** Do this **
Give the number of lines holding the string "components", and nothing else.

** Code that builds pages **
= = = =

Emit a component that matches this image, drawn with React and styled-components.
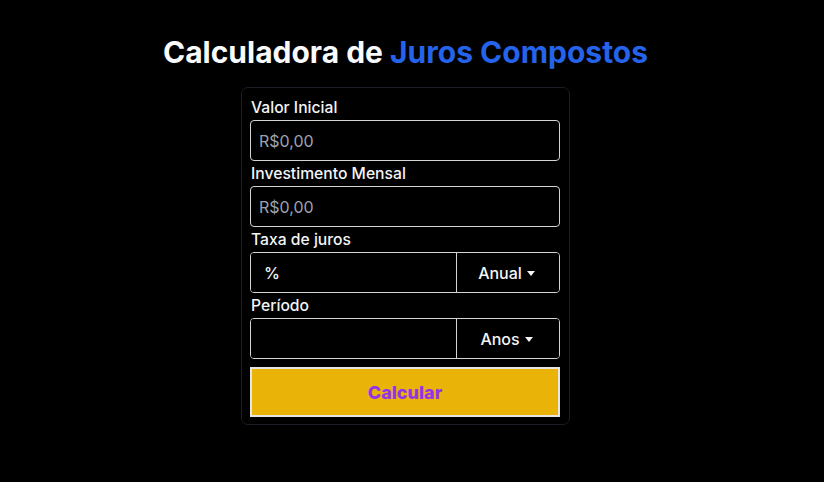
import React from "react";
import styled, { createGlobalStyle } from "styled-components";

const Global = createGlobalStyle`
  html, body { margin: 0; padding: 0; background: #000; }
  body { font-family: Inter, "Noto Sans", sans-serif; color: #f3f4f6; }
  * { box-sizing: border-box; }
`;

const Page = styled.main`
  width: calc(100% - 13px);
  min-height: 482px;
  display: flex;
  flex-direction: column;
  align-items: center;
  padding-top: 33px;
`;

const Title = styled.h1`
  margin: 0 0 16px;
  font-size: 30px;
  line-height: 38px;
  font-weight: 700;
  color: #f8fafc;
`;

const Accent = styled.span`
  color: #2563eb;
`;

const Card = styled.form`
  width: 329px;
  border: 1px solid #1c1c26;
  border-radius: 7px;
  padding: 8px 9px 7px 8px;
  display: flex;
  flex-direction: column;
`;

const Field = styled.div`
  display: flex;
  flex-direction: column;
  margin-bottom: 1px;
`;

const Label = styled.label`
  font-size: 15.7px;
  line-height: 24px;
  font-weight: 500;
  color: #f3f4f6;
  padding-left: 1px;
`;

const Input = styled.input`
  height: 41px;
  width: 100%;
  background: #000;
  border: 1px solid #d4d4d8;
  border-radius: 4px;
  padding: 0 8px;
  font-family: inherit;
  font-size: 16px;
  color: #f3f4f6;
  outline: none;
  &::placeholder { color: #9ca3af; }
`;

const Group = styled.div`
  height: 41px;
  display: grid;
  grid-template-columns: 206px 1fr;
  border: 1px solid #d4d4d8;
  border-radius: 4px;
  overflow: hidden;
`;

const GroupInput = styled.input`
  background: #000;
  border: none;
  border-right: 1px solid #d4d4d8;
  padding: 0 13px;
  font-family: inherit;
  font-size: 16px;
  font-weight: 500;
  color: #f3f4f6;
  outline: none;
  &::placeholder { color: #f3f4f6; }
`;

const Select = styled.button`
  background: #000;
  border: none;
  color: #f3f4f6;
  font-family: inherit;
  font-size: 16px;
  font-weight: 500;
  display: flex;
  align-items: center;
  justify-content: center;
  gap: 5px;
  padding: 0 3px 0 0;
  cursor: pointer;
`;

const Caret = styled.span`
  width: 0;
  height: 0;
  border-left: 4.5px solid transparent;
  border-right: 4.5px solid transparent;
  border-top: 5px solid #f3f4f6;
  margin-top: 1px;
`;

const Submit = styled.button`
  margin-top: 7px;
  height: 50px;
  width: 100%;
  background: #eab308;
  border: 2px solid #e7e5e4;
  border-radius: 0;
  color: #9333ea;
  font-family: inherit;
  font-size: 18px;
  font-weight: 800;
  cursor: pointer;
`;

export default function App() {
  return (
    <>
      <Global />
      <Page>
        <Title>
          Calculadora de <Accent>Juros Compostos</Accent>
        </Title>
        <Card onSubmit={(e) => e.preventDefault()}>
          <Field>
            <Label>Valor Inicial</Label>
            <Input placeholder="R$0,00" />
          </Field>
          <Field>
            <Label>Investimento Mensal</Label>
            <Input placeholder="R$0,00" />
          </Field>
          <Field>
            <Label>Taxa de juros</Label>
            <Group>
              <GroupInput placeholder="%" />
              <Select type="button">
                Anual <Caret />
              </Select>
            </Group>
          </Field>
          <Field>
            <Label>Período</Label>
            <Group>
              <GroupInput />
              <Select type="button">
                Anos <Caret />
              </Select>
            </Group>
          </Field>
          <Submit type="submit">Calcular</Submit>
        </Card>
      </Page>
    </>
  );
}
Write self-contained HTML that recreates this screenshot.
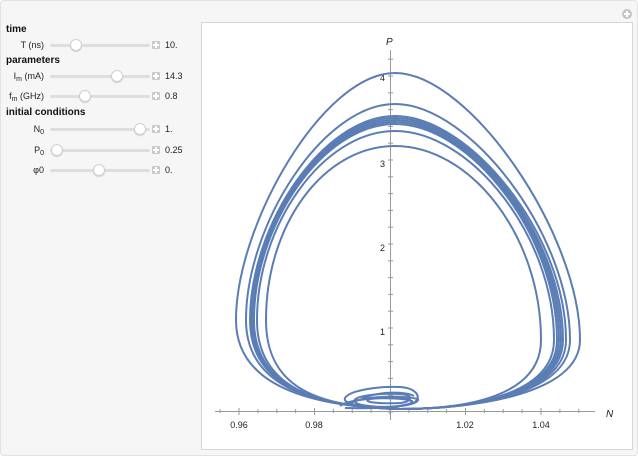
<!DOCTYPE html>
<html><head><meta charset="utf-8"><style>
body{margin:0;width:638px;height:456px;background:#fff;font-family:"Liberation Sans",sans-serif;overflow:hidden}
.frame{position:absolute;left:0;top:0;width:636px;height:454px;background:#f6f6f6;border:1px solid #e2e2e2;border-radius:4px}
.plot{position:absolute;left:201px;top:22px;width:430px;height:426px;background:#fff;border:1px solid #d6d6d6}
.h{position:absolute;left:6px;font-size:10px;font-weight:bold;color:#111}
.row{position:absolute;left:0;height:14px;font-size:9px;color:#222}
.lab{position:absolute;top:2px;white-space:nowrap;text-align:right}
.track{position:absolute;left:50px;top:6px;width:100px;height:3px;background:#dedede;border-radius:2px}
.th{position:absolute;top:1px;width:12px;height:12px;border-radius:50%;background:#fff;border:1px solid #cfcfcf;box-sizing:border-box;box-shadow:0 1px 1px rgba(0,0,0,.15)}
.pl{position:absolute;left:152px;top:3px;width:8px;height:8px;background:#c9c9c9;border-radius:1px}
.pl:before{content:"";position:absolute;left:3px;top:1px;width:2px;height:6px;background:#fff}
.pl:after{content:"";position:absolute;left:1px;top:3px;width:6px;height:2px;background:#fff}
.val{position:absolute;left:165px;top:2px}
sub{font-size:7px;vertical-align:-2px}
</style></head><body>
<div class="frame"></div>
<div style="position:absolute;left:622px;top:9px;width:10px;height:10px;border-radius:50%;background:#c4c4c4"><div style="position:absolute;left:4px;top:2px;width:2px;height:6px;background:#fff"></div><div style="position:absolute;left:2px;top:4px;width:6px;height:2px;background:#fff"></div></div>
<div class="h" style="top:24px">time</div>
<div class="row" style="top:38px"><span class="lab" style="left:0;width:44px">T (ns)</span><div class="track"></div><div class="th" style="left:70px"></div><div class="pl"></div><span class="val">10.</span></div>
<div class="h" style="top:55px">parameters</div>
<div class="row" style="top:69px"><span class="lab" style="left:0;width:44px">I<sub>m</sub> (mA)</span><div class="track"></div><div class="th" style="left:111px"></div><div class="pl"></div><span class="val">14.3</span></div>
<div class="row" style="top:89px"><span class="lab" style="left:0;width:44px">f<sub>m</sub> (GHz)</span><div class="track"></div><div class="th" style="left:79px"></div><div class="pl"></div><span class="val">0.8</span></div>
<div class="h" style="top:107px">initial conditions</div>
<div class="row" style="top:122px"><span class="lab" style="left:0;width:44px">N<sub>0</sub></span><div class="track"></div><div class="th" style="left:134px"></div><div class="pl"></div><span class="val">1.</span></div>
<div class="row" style="top:143px"><span class="lab" style="left:0;width:44px">P<sub>0</sub></span><div class="track"></div><div class="th" style="left:51px"></div><div class="pl"></div><span class="val">0.25</span></div>
<div class="row" style="top:163px"><span class="lab" style="left:0;width:44px">φ0</span><div class="track"></div><div class="th" style="left:93px"></div><div class="pl"></div><span class="val">0.</span></div>
<div class="plot"></div>
<svg width="638" height="456" style="position:absolute;left:0;top:0" font-family="Liberation Sans, sans-serif" font-size="9">
<g stroke="#999" stroke-width="1">
<line x1="390.5" y1="50" x2="390.5" y2="420"/>
<line x1="215" y1="411.5" x2="595" y2="411.5"/>
<g id="xt"></g>
</g>
<g fill="#222">
<text x="239" y="428" text-anchor="middle">0.96</text>
<text x="314" y="428" text-anchor="middle">0.98</text>
<text x="465" y="428" text-anchor="middle">1.02</text>
<text x="541" y="428" text-anchor="middle">1.04</text>
<text x="385" y="81" text-anchor="end">4</text>
<text x="385" y="167" text-anchor="end">3</text>
<text x="385" y="251" text-anchor="end">2</text>
<text x="385" y="335" text-anchor="end">1</text>
<text x="386" y="45" font-style="italic" font-size="10">P</text>
<text x="606" y="417" font-style="italic" font-size="10">N</text>
</g>
<g id="curves" fill="none" stroke="#5b7db5" stroke-width="2"></g>
</svg>
<script>
var g=document.getElementById('curves'),t=document.getElementById('xt'),s='';
function loop(T,L,R){var cx=395;return 'M400 409 C320 407 '+L+' 390 '+L+' 320 C'+L+' 225 '+(cx-72)+' '+T+' '+cx+' '+T+' C'+(cx+75)+' '+T+' '+R+' 235 '+R+' 340 C'+R+' 395 470 409 400 409';}
[[73,236,580],[104,246,570],[116,250,566],[118,251,563],[120,252,561],[122,253,559],[124,254,557],[131,257,554],[146,266,541]].forEach(function(a){s+='<path d="'+loop(a[0],a[1],a[2])+'"/>';});
s+='<path d="M395 408 C370 408 342 405 345 398 C350 390 380 386 400 387 C415 388 422 396 415 402 C405 409 360 408 355 402 C350 396 380 393 400 394 C415 395 412 402 400 403 C380 404 360 402 370 399 C385 396 405 397 410 400"/>';
s+='<path d="M350 404 C360 396 400 395 418 399 C420 405 390 409 360 407"/>';
s+='<path d="M340 406 C350 398 395 396 412 401 C414 406 380 409 345 408"/>';
s+='<path d="M360 400 C375 391 405 391 414 396"/>';
g.innerHTML=s;
var k='';for(var i=-1;i<20;i++){var x=239+75.5/4*i;if(x<216||x>594)continue;k+='<line x1="'+x+'" y1="'+(i%4==0?408:409)+'" x2="'+x+'" y2="'+(i%4==0?415:413)+'"/>';}
for(var y=412;y>52;y-=84/5){k+='<line x1="388" y1="'+y+'" x2="393" y2="'+y+'"/>';}
t.innerHTML=k;
</script>
</body></html>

= = = =

** Result **
2